It always strikes me as a bit ironic when people complain about the "violent religion of the middle east" and how it's going to take root in the west and ruin everything.
Religion from the middle east already took root in the west a long time ago. It was called christianity. Nearly all major religions nowadays came from the middle east*, they crushed the greek and roman pantheons a long time ago. They laughed at the nordic religions. They didn't even notice the native religion in the Americas! They steamrolled thier way through the world, and you are part of it right now!
They degrade them because "They fight each other, over the differences in their religions", but they don't even realise that with christianity being from the same abrahamic god, christian/islamic conflict is the same thing as sunni/shia conflict, but just one step up the scale!
That brings the question though, what is it about religions in the middle east that makes them so much more effective than religions that came from elsewhere? Why has religion from this one part of the map managed to dominate so much of the globe?
*yea, I know hinduism and buddhism and ect.. exist. They haven't spread and dominated quite the same though.
You should read both the Quran and the Bible and make your own decision as to why this is.
Or you could bother giving a proper answer.
The reasons behind why Christianity and Islam caught on are many. Notice that Judaism remained rather small, as far as these go.
First and foremost is that while nearly every religion is very much tied a culture, Christianity, Islam and Buddhism are not. That's one reason for these three to be pretty successful. Christianity was not seen as the "religion of the hebrews" (that was Judaism), but as the "religion of the Christians". Who are the Christians? Why, anyone who believes in what they do, culture of origin be damned.
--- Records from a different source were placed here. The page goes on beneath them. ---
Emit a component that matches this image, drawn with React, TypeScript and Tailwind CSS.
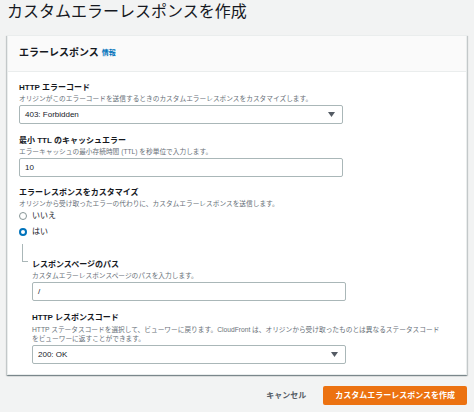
import React from "react"

const font = { fontFamily: '"Liberation Sans", "Noto Sans CJK JP", sans-serif' }

function Caret() {
  return (
    <svg width="7" height="5" viewBox="0 0 7 5" className="shrink-0">
      <path d="M0 0 H7 L3.5 5 Z" fill="#545b64" />
    </svg>
  )
}

function Field({ label, desc, children, className = "" }: { label: string; desc: React.ReactNode; children: React.ReactNode; className?: string }) {
  return (
    <div className={className}>
      <div className="text-[8px] leading-[12px] font-bold text-[#16191f]">{label}</div>
      <div className="text-[6.7px] leading-[10px] text-[#687078]">{desc}</div>
      {children}
    </div>
  )
}

function SelectBox({ value, width }: { value: string; width: string }) {
  return (
    <div className={`mt-[1px] h-[19px] ${width} flex items-center justify-between border border-[#aab7b8] rounded-[2px] bg-white pl-[5px] pr-[7px]`}>
      <span className="text-[8px] text-[#16191f]">{value}</span>
      <Caret />
    </div>
  )
}

function TextBox({ value, width }: { value: string; width: string }) {
  return (
    <div className={`mt-[1px] h-[19px] ${width} flex items-center border border-[#aab7b8] rounded-[2px] bg-white pl-[5px]`}>
      <span className="text-[8px] text-[#16191f]">{value}</span>
    </div>
  )
}

function Radio({ checked, label }: { checked: boolean; label: string }) {
  return (
    <div className="flex items-center h-[14px] gap-[5px]">
      {checked ? (
        <span className="w-[8px] h-[8px] rounded-full border-[2.5px] border-[#0073bb] bg-white" />
      ) : (
        <span className="w-[8px] h-[8px] rounded-full border border-[#879596] bg-white" />
      )}
      <span className="text-[8px] text-[#16191f]">{label}</span>
    </div>
  )
}

export default function App() {
  return (
    <div className="w-[474px] h-[412px] bg-[#f2f3f3] overflow-hidden" style={font}>
      <h1 className="pl-[7px] text-[16px] leading-[24px] text-[#16191f]">カスタムエラーレスポンスを作成</h1>

      <div className="mx-[7px] mt-[11px] bg-white border border-[#eaeded] shadow-[0_1px_1px_0_rgba(0,28,36,0.3),1px_1px_1px_0_rgba(0,28,36,0.15),-1px_1px_1px_0_rgba(0,28,36,0.15)]">
        <div className="h-[36px] bg-[#fafafa] border-b border-[#eaeded] flex items-center pl-[11px] pb-[3px]">
          <span className="text-[10px] font-bold text-[#16191f]">エラーレスポンス</span>
          <span className="ml-[3px] mt-[2px] text-[7px] font-bold text-[#0073bb]">情報</span>
        </div>

        <div className="pl-[11px] pr-[11px] pt-[10px] pb-[10px]">
          <Field label="HTTP エラーコード" desc="オリジンがこのエラーコードを送信するときのカスタムエラーレスポンスをカスタマイズします。">
            <SelectBox value="403: Forbidden" width="w-[324px]" />
          </Field>

          <Field className="mt-[11px]" label="最小 TTL のキャッシュエラー" desc="エラーキャッシュの最小存続時間 (TTL) を秒単位で入力します。">
            <TextBox value="10" width="w-[324px]" />
          </Field>

          <Field className="mt-[10px]" label="エラーレスポンスをカスタマイズ" desc="オリジンから受け取ったエラーの代わりに、カスタムエラーレスポンスを送信します。">
            <Radio checked={false} label="いいえ" />
            <div className="mt-[2px]">
              <Radio checked={true} label="はい" />
            </div>
          </Field>

          <div className="mt-[5px] flex">
            <div className="ml-[3px] w-[6px] h-[18px] border-l border-b border-[#aab7b8] shrink-0" />
            <div className="ml-[4px] pt-[15px] w-[414px]">
              <Field label="レスポンスページのパス" desc="カスタムエラーレスポンスページのパスを入力します。">
                <TextBox value="/" width="w-[314px]" />
              </Field>

              <Field className="mt-[11px]" label="HTTP レスポンスコード" desc={
                <span className="block leading-[9px] pt-[1px]">
                  HTTP ステータスコードを選択して、ビューワーに戻ります。CloudFront は、オリジンから受け取ったものとは異なるステータスコードをビューワーに返すことができます。
                </span>
              }>
                <div className="mt-[2px]">
                  <SelectBox value="200: OK" width="w-[314px]" />
                </div>
              </Field>
            </div>
          </div>
        </div>
      </div>

      <div className="mt-[11px] mr-[7px] flex items-center justify-end gap-[17px]">
        <button className="text-[8px] font-bold text-[#545b64]">キャンセル</button>
        <button className="h-[19px] px-[12px] bg-[#ec7211] rounded-[2px] text-[8px] font-bold text-white">
          カスタムエラーレスポンスを作成
        </button>
      </div>
    </div>
  )
}
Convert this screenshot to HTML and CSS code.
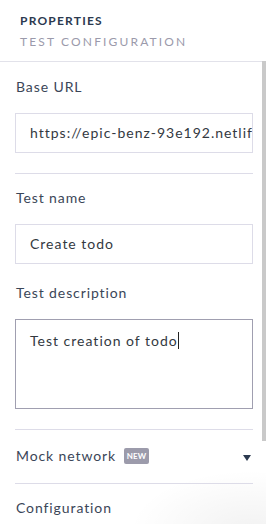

Second is that they (not Buddhism though) are very pro-active when it comes to conversion. Pagan religions don't care much about conversion, mostly because for pretty much everyone except the abrahamics other religions are also partially right. Romans were good at securing conquered territories because they didn't force their religion on others. Instead, they even adopted gods from other cultures because they believed that everyone was at the very least partially right as far as metaphysics go. If everyone is partially right, you don't need to "correct" them to the True Ways. Christianity and Islam are: "I am the One True Religion, and you will be tortured eternally if you don't accept the truth".
Things kind of diverge for those two, however, at this point.
Christianity was very much a pacifist religion in its initial stage. It was persecuted by the romans for various reasons, but the main being: insisting, as mentioned above, that they were the only right tradition; that the roman gods were aspects of the Adversary; refusing to mingle with the rest of roman society; having some rituals that sound extremely horrifying if you know nothing about them (eating the flesh and drinking the blood of Jesus (cannibalism), baptism (drowning babies), etc). But when emperor Constantine converts, being christian shifts from being political and social suicide to being pretty much required if you had any ambitions. Sure, those people may not have all been true believers, but their kids would be raised from birth as part of the religion, having faith and wanting to spread it as per its doctrines.
Islam, meanwhile, took the militaristic path. With quite a few exceptions, the Arabic peninsula was united by force of arms, as was the rest of the Islamic empire that arose shortly after Muhammad's death/ascension. Islam also had a very interesting, and extremely effective, tactic for converting people: non-Muslims had to pay a special tax that Muslims didn't. So if you didn't want to, or couldn't, pay, you converted. What I said at the end of the paragraph above also applies here.
Also, and this applies to both, when you see a conflict between groups of two different religions as an extension of the conflict between their deities, some people would rather join the winning side, making it win even more, causing more people to convert and feed the cycle.
Kind of busy, but PM me if you want sources and I'll eventually send them to you when I'm un-busy.
EDIT: More exposition, but only on Christianity since I studied it in quite a lot more depth than Islam.
Christianity, and
especially the Catholic Church, has been extremely flexible as well. They co-opted a lot of traditions from other religions and cultures that converted, such as Christmas being when it is (more or less during the roman saturnalia, for instance). During the conversion of Ireland, the Pope conveniently overlooked the fact that many irish priests were polygamous. Quite more recently, during the conversion of the Tlaxcaltecs in Mexico, the religion only took off after a Mexican peasant had a vision of Our Lady of Guadalupe, who had Mexican features rather than European ones, speaking to him in Nahuatl.